You're looking for a set of wavefunctions $\psi_n(x)$ that are solutions to $H\psi_n=E\psi_n$. The index $n$ does not refer to a discretized position. For numerical solutions, you will have to discretize $x$, for example with constant steps $h$; then the second derivative will be approximated as
$$ {\partial^2\psi\over\partial x^2} \approx {\psi(x+h)+\psi(x-h)-2\psi(x) \over h^2}. $$
You can write $\psi_{nm}\equiv \psi_n(mh)$ and express the partial derivative above as a matrix multiplication.
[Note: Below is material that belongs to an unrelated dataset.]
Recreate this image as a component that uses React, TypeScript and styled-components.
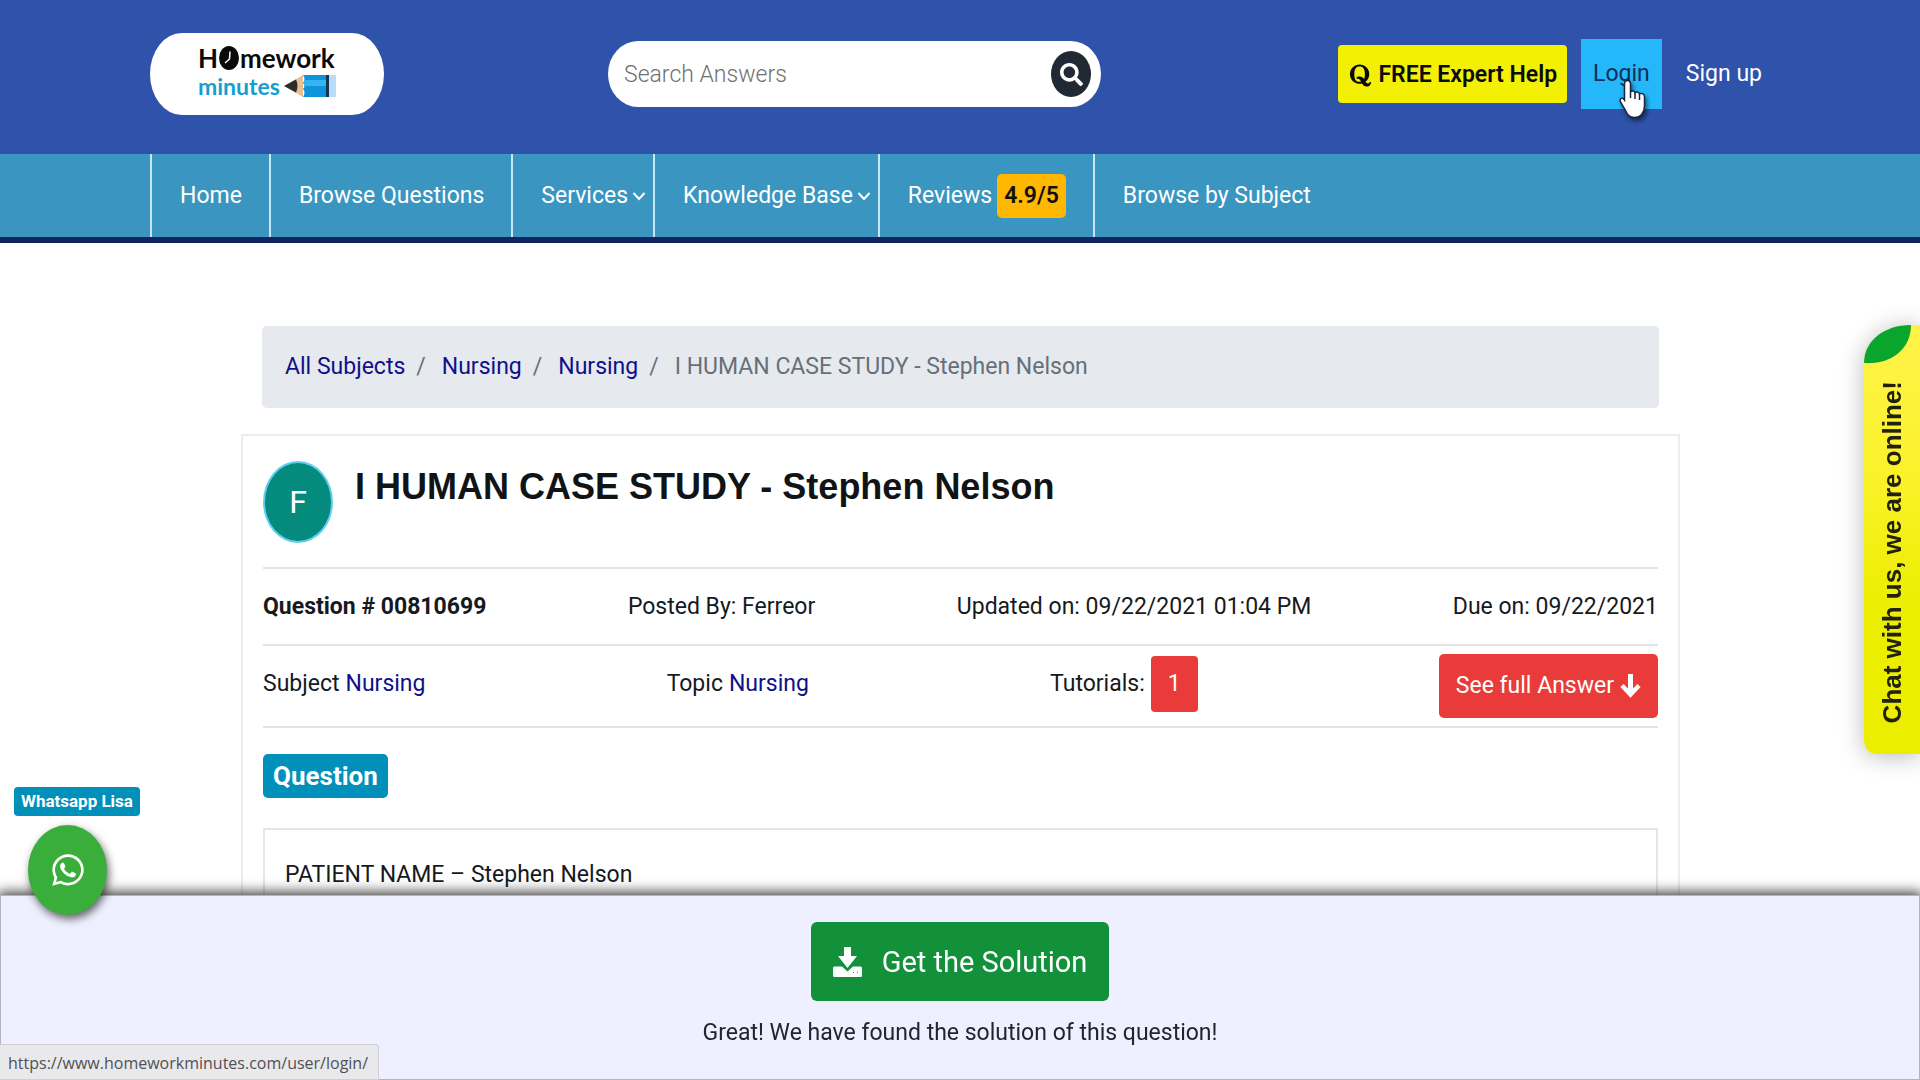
import React from "react";
import styled, { createGlobalStyle } from "styled-components";
import { FaQuora, FaSearch, FaWhatsapp } from "react-icons/fa";

const GlobalStyle = createGlobalStyle`
  *, *::before, *::after { box-sizing: border-box; }
  body {
    margin: 0;
    background: #fff;
    color: #16191d;
    font-family: Roboto, "Liberation Sans", sans-serif;
    font-size: 23px;
    line-height: 34px;
  }
  a { color: #10108a; text-decoration: none; }
  button, input { font: inherit; border: 0; }
  button { cursor: pointer; }
  svg { display: block; }
`;

const Page = styled.div`
  display: flex;
  flex-direction: column;
  min-height: 100vh;
`;

const Container = styled.div`
  width: 100%;
  max-width: 1620px;
  margin: 0 auto;
`;

const Header = styled.header`
  background: #2f52aa;
`;

const HeaderRow = styled(Container)`
  display: grid;
  grid-template-columns: 458px 493px 1fr;
  align-items: center;
  height: 154px;
  padding-bottom: 6px;
`;

const Logo = styled.a`
  display: flex;
  flex-direction: column;
  justify-content: center;
  width: 234px;
  height: 82px;
  padding: 0 0 4px 48px;
  border-radius: 32px / 41px;
  background: #fff;
  color: #0a0a0a;
  font: 700 26px/28px Lato, sans-serif;
`;

const LogoLine = styled.span<{ $blue?: boolean }>`
  display: flex;
  align-items: center;
  gap: ${(p) => (p.$blue ? "4px" : "1px")};
  font-size: ${(p) => (p.$blue ? "23px" : "26px")};
  color: ${(p) => (p.$blue ? "#149fd2" : "#0a0a0a")};
`;

const SearchForm = styled.form`
  display: flex;
  align-items: center;
  height: 66px;
  padding: 0 10px 0 16px;
  border-radius: 30px / 33px;
  background: #fff;
`;

const SearchInput = styled.input`
  flex: 1;
  min-width: 0;
  padding: 2px 0 0;
  background: transparent;
  outline: 0;
  font-weight: 300;
  color: #333;
  &::placeholder { color: #707070; opacity: 1; }
`;

const SearchButton = styled.button`
  display: grid;
  place-items: center;
  width: 40px;
  height: 46px;
  padding: 0;
  border-radius: 50%;
  background: #212a34;
  color: #fff;
`;

const Actions = styled.div`
  display: flex;
  align-items: center;
  justify-content: flex-end;
`;

const ExpertLink = styled.a`
  display: flex;
  align-items: center;
  gap: 5px;
  height: 58px;
  margin-right: 14px;
  padding: 2px 10px 0;
  border-radius: 4px;
  background: #f3f004;
  color: #0b0b0b;
  font-weight: 600;
  white-space: nowrap;
`;

const AccountLink = styled.a<{ $active?: boolean }>`
  position: relative;
  display: flex;
  align-items: center;
  height: 70px;
  margin-left: ${(p) => (p.$active ? "0" : "12px")};
  padding: ${(p) => (p.$active ? "0 12px" : "0 8px 0 12px")};
  background: ${(p) => (p.$active ? "#24b8fb" : "transparent")};
  color: ${(p) => (p.$active ? "#0f2f55" : "#fff")};
  white-space: nowrap;
`;

const Pointer = styled.svg`
  position: absolute;
  left: 38px;
  top: 40px;
  filter: drop-shadow(2px 3px 2px rgba(0, 0, 0, 0.5));
`;

const Nav = styled.nav`
  background: #3a96c0;
  border-bottom: 6px solid #12245c;
`;

const NavList = styled.ul`
  display: flex;
  list-style: none;
  margin: 0 auto;
  padding: 0;
  width: 100%;
  max-width: 1620px;
`;

const NavItem = styled.li<{ $menu?: boolean }>`
  border-left: 2px solid #c6e6f6;
  a {
    display: flex;
    align-items: center;
    gap: ${(p) => (p.$menu ? "4px" : "5px")};
    height: 83px;
    padding: 0 ${(p) => (p.$menu ? "7px" : "27px")} 0 28px;
    color: #fff;
    white-space: nowrap;
  }
`;

const Rating = styled.span`
  height: 44px;
  padding: 0 7px;
  border-radius: 5px;
  background: #ffb700;
  color: #111;
  font-weight: 600;
  line-height: 44px;
`;

const Main = styled.main`
  flex: 1;
  display: flex;
  flex-direction: column;
  width: 100%;
  max-width: 1440px;
  margin: 0 auto;
  padding: 83px 0 0 1px;
`;

const Breadcrumb = styled.ol`
  display: flex;
  align-items: center;
  list-style: none;
  height: 82px;
  margin: 0 21px 26px;
  padding: 0 23px;
  border-radius: 5px;
  background: #e6e9ee;
  color: #66707a;
`;

const Crumb = styled.li`
  & + &::before {
    content: "/";
    padding: 0 16px 0 11px;
  }
`;

const Card = styled.article`
  flex: 1;
  display: flex;
  flex-direction: column;
  padding: 25px 20px 0;
  border: 2px solid #ededed;
  border-bottom: 0;
`;

const TitleRow = styled.div`
  display: flex;
  gap: 22px;
  height: 106px;
`;

const Avatar = styled.span`
  display: grid;
  place-items: center;
  width: 70px;
  height: 82px;
  border: 2px solid #62cdf0;
  border-radius: 50%;
  background: #048b7d;
  color: #fff;
  font-size: 32px;
`;

const Title = styled.h1`
  margin: 0;
  color: #111417;
  font: 700 36px/52px "Liberation Sans", Arial, sans-serif;
`;

const InfoRow = styled.div<{ $tall?: boolean }>`
  display: flex;
  align-items: center;
  justify-content: space-between;
  height: ${(p) => (p.$tall ? "82px" : "77px")};
  border-top: 2px solid #e1e4e8;
`;

const InfoText = styled.span`
  display: flex;
  align-items: center;
  gap: 6px;
  padding-bottom: 4px;
`;

const Count = styled.span`
  padding: 0 17px;
  border-radius: 4px;
  background: #e93b39;
  color: #fff;
  line-height: 56px;
`;

const AnswerButton = styled.button`
  display: flex;
  align-items: center;
  gap: 6px;
  height: 64px;
  padding: 0 17px;
  border-radius: 5px;
  background: #e93b39;
  color: #fff;
`;

const QuestionSection = styled.section`
  flex: 1;
  display: flex;
  flex-direction: column;
  align-items: flex-start;
  padding-top: 26px;
  border-top: 2px solid #e1e4e8;
`;

const QuestionLabel = styled.h2`
  margin: 0 0 30px;
  padding: 0 10px;
  border-radius: 5px;
  background: #0090ba;
  color: #fff;
  font-size: 26px;
  font-weight: 700;
  line-height: 44px;
`;

const QuestionBody = styled.div`
  flex: 1;
  align-self: stretch;
  padding: 28px 20px;
  border: 2px solid #e6e6e6;
  border-bottom: 0;
  p { margin: 0; }
`;

const SolutionBar = styled.aside`
  position: fixed;
  left: 0;
  right: 0;
  bottom: 0;
  display: flex;
  flex-direction: column;
  align-items: center;
  gap: 15px;
  height: 185px;
  padding-top: 26px;
  border: 1px solid #b4b4be;
  background: #eff0ff;
  box-shadow: 0 -1px 12px 2px rgba(0, 0, 0, 0.75);
  color: #22242e;
`;

const SolutionButton = styled.button`
  display: flex;
  align-items: center;
  gap: 20px;
  height: 79px;
  padding: 0 22px;
  border-radius: 6px;
  background: #12903a;
  color: #fff;
  font-size: 29px;
`;

const WhatsappContact = styled.a`
  position: fixed;
  left: 14px;
  bottom: 165px;
  display: flex;
  flex-direction: column;
  gap: 9px;
`;

const WhatsappLabel = styled.span`
  padding: 0 7px;
  border-radius: 4px;
  background: #0090ba;
  color: #fff;
  font-size: 17px;
  font-weight: 700;
  line-height: 29px;
`;

const WhatsappCircle = styled.span`
  display: grid;
  place-items: center;
  width: 79px;
  height: 90px;
  margin-left: 14px;
  border-radius: 50%;
  background: #3aae3a;
  box-shadow: 2px 4px 8px rgba(0, 0, 0, 0.6);
  color: #fff;
`;

const ChatTab = styled.button`
  position: fixed;
  top: 325px;
  right: 0;
  display: flex;
  flex-direction: column;
  width: 56px;
  height: 429px;
  padding: 0;
  border-radius: 47px 0 0 12px / 38px 0 0 14px;
  background: linear-gradient(#fff34a, #fbf22a 35%, #ebee00 65%, #ebee00);
  box-shadow: 0 2px 24px rgba(0, 0, 0, 0.28);
  color: #22220a;
`;

const ChatText = styled.span`
  align-self: center;
  margin-top: 18px;
  writing-mode: vertical-rl;
  rotate: 180deg;
  font: 700 26px/28px "Liberation Sans", Arial, sans-serif;
  white-space: nowrap;
`;

const StatusUrl = styled.div`
  position: fixed;
  left: 0;
  bottom: 0;
  height: 36px;
  padding: 0 10px 0 8px;
  border: 1px solid #d0d0d6;
  border-left: 0;
  border-radius: 0 4px 0 0;
  background: #e9e9ec;
  color: #505056;
  font: 16px/36px "Open Sans", "Noto Sans", sans-serif;
`;

const Chevron = () => (
  <svg width="14" height="12" viewBox="0 0 14 12" fill="none" stroke="currentColor" strokeWidth="2" aria-hidden="true">
    <path d="M1.500 3 7 9l5.500-6" />
  </svg>
);

const ArrowDown = () => (
  <svg width="21" height="24" viewBox="0 0 21 24" fill="none" stroke="currentColor" aria-hidden="true">
    <path d="M10.500 0v19" strokeWidth="5" />
    <path d="M2 11.500 10.500 20.500 19 11.500" strokeWidth="4.500" />
  </svg>
);

const DownloadTray = () => (
  <svg width="29" height="30" viewBox="0 0 29 30" fill="currentColor" aria-hidden="true">
    <path d="M11 0h7v9h6l-9.500 12L5 9h6Z" />
    <path
      fillRule="evenodd"
      d="M1.500 19.500h7.500l5.500 5 5.500-5h7.500q1.500 0 1.500 1.500v7.500q0 1.500-1.500 1.500h-26Q0 30 0 28.500V21q0-1.500 1.500-1.500ZM20 25v1H21v-1ZM24 25v1h1v-1Z"
    />
  </svg>
);

const LogoClock = () => (
  <svg width="20" height="24" viewBox="0 0 20 24" aria-hidden="true">
    <ellipse cx="10" cy="12" rx="10" ry="12" fill="#0a0a0a" />
    <path d="M11 5.500 10.500 13 6 17" fill="none" stroke="#fff" strokeWidth="1.500" />
  </svg>
);

const LogoPencil = () => (
  <svg width="52" height="22" viewBox="0 0 52 22" aria-hidden="true">
    <path d="M0 11 19 0v22Z" fill="#e8bf8d" />
    <path d="M0 11 12 4.500q3 6.500 0 13Z" fill="#2c2c2e" />
    <path d="M19 0h25v22H19q3-5 0-8 3-3 0-6 3-4 0-8Z" fill="#0f94dc" />
    <path d="M20 5h24v6H20Z" fill="#36b4f2" />
    <path d="M42 0h3v22h-3Z" fill="#15344f" />
    <path d="M45 0h7v22h-7Z" fill="#b9dcfb" />
  </svg>
);

const HandPointer = () => (
  <Pointer width="28" height="40" viewBox="0 0 28 40" aria-hidden="true">
    <path
      d="M8.500 1.500c2 0 3 1.300 3 3.500v8c.8-1.600 4-1.500 4.500.7 1-1.300 4-.9 4.500 1.300 1.200-1.100 5-.8 5 3V27c0 6-3.500 11.500-10 11.500-5.500 0-7.500-3.500-9.500-8L1.500 23c-1.500-3.500 1.700-5.300 4-2V5c0-2.200 1-3.500 3-3.500Z"
      fill="#fff"
      stroke="#1a2440"
      strokeWidth="1.500"
    />
    <path d="M11.500 13v6M16 14v6M20.500 15.500V21" stroke="#1a2440" strokeWidth="1.500" />
  </Pointer>
);

const Leaf = () => (
  <svg width="47" height="38" viewBox="0 0 47 38" aria-hidden="true">
    <path d="M0 38C0 16 20 0 47 0 47 24 27 40 0 38Z" fill="#09a52c" />
  </svg>
);

const crumbs = ["All Subjects", "Nursing", "Nursing"];

export default function App() {
  return (
    <Page>
      <GlobalStyle />
      <Header>
        <HeaderRow>
          <Logo href="#" aria-label="Homework minutes">
            <LogoLine>H<LogoClock />mework</LogoLine>
            <LogoLine $blue>minutes<LogoPencil /></LogoLine>
          </Logo>
          <SearchForm role="search" onSubmit={(e) => e.preventDefault()}>
            <SearchInput type="text" aria-label="Search Answers" placeholder="Search Answers" />
            <SearchButton type="submit" aria-label="Search">
              <FaSearch size={23} />
            </SearchButton>
          </SearchForm>
          <Actions>
            <ExpertLink href="#"><FaQuora size={25} />FREE Expert Help</ExpertLink>
            <AccountLink href="#" $active>Login<HandPointer /></AccountLink>
            <AccountLink href="#">Sign up</AccountLink>
          </Actions>
        </HeaderRow>
      </Header>
      <Nav>
        <NavList>
          <NavItem><a href="#">Home</a></NavItem>
          <NavItem><a href="#">Browse Questions</a></NavItem>
          <NavItem $menu><a href="#">Services<Chevron /></a></NavItem>
          <NavItem $menu><a href="#">Knowledge Base<Chevron /></a></NavItem>
          <NavItem><a href="#">Reviews<Rating>4.9/5</Rating></a></NavItem>
          <NavItem><a href="#">Browse by Subject</a></NavItem>
        </NavList>
      </Nav>
      <Main>
        <Breadcrumb>
          {crumbs.map((name, i) => (
            <Crumb key={i}><a href="#">{name}</a></Crumb>
          ))}
          <Crumb>I HUMAN CASE STUDY - Stephen Nelson</Crumb>
        </Breadcrumb>
        <Card>
          <TitleRow>
            <Avatar>F</Avatar>
            <Title>I HUMAN CASE STUDY - Stephen Nelson</Title>
          </TitleRow>
          <InfoRow>
            <strong>Question # 00810699</strong>
            <span>Posted By: Ferreor</span>
            <span>Updated on: 09/22/2021 01:04 PM</span>
            <span>Due on: 09/22/2021</span>
          </InfoRow>
          <InfoRow $tall>
            <InfoText>Subject <a href="#">Nursing</a></InfoText>
            <InfoText>Topic <a href="#">Nursing</a></InfoText>
            <InfoText>Tutorials: <Count>1</Count></InfoText>
            <AnswerButton type="button">See full Answer<ArrowDown /></AnswerButton>
          </InfoRow>
          <QuestionSection>
            <QuestionLabel>Question</QuestionLabel>
            <QuestionBody><p>PATIENT NAME – Stephen Nelson</p></QuestionBody>
          </QuestionSection>
        </Card>
      </Main>
      <SolutionBar>
        <SolutionButton type="button"><DownloadTray />Get the Solution</SolutionButton>
        <span>Great! We have found the solution of this question!</span>
      </SolutionBar>
      <WhatsappContact href="#">
        <WhatsappLabel>Whatsapp Lisa</WhatsappLabel>
        <WhatsappCircle><FaWhatsapp size={36} /></WhatsappCircle>
      </WhatsappContact>
      <ChatTab type="button">
        <Leaf />
        <ChatText>Chat with us, we are online!</ChatText>
      </ChatTab>
      <StatusUrl>https://www.homeworkminutes.com/user/login/</StatusUrl>
    </Page>
  );
}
Make sure that $h$ is much smaller than the smallest expected wavelength of your wavefunctions. So your discretized Schrödinger equation becomes
$$ {\hbar^2\over 2m} \sum_m \mathcal D_{jm}\psi_{nm} = V_j - E_n, $$
where $\mathcal D$ is the discretized differential operator. For example, if you have discretized your $x$ space into four possible $x$ values, $\{0,h,2h,3h\}$, then the differential operator is
$$
\mathcal D = \frac{1}{h^2} \left( \begin{array}{cccc} 
-2 & 1 & 0 & 0 \\
1 & -2 & 1 & 0 \\
0 & 1 & -2 & 1  \\
0 & 0 & 1 & -2 
\end{array}\right)
$$
The potential operator is a diagonal matrix,
$$
V = \left( \begin{array}{cccc} 
V(0) & 0 & 0 & 0 \\
0 & V(h) & 0 & 0 \\
0 & 0 & V(2h) & 0 \\
0 & 0 & 0 & V(3h) 
\end{array}\right)
$$
And the total Hamiltonian is 
$$H_{jm}=-(h^2/2m)\mathcal D_{jm} + V_{jm},$$
of which you want to find eigenvectors.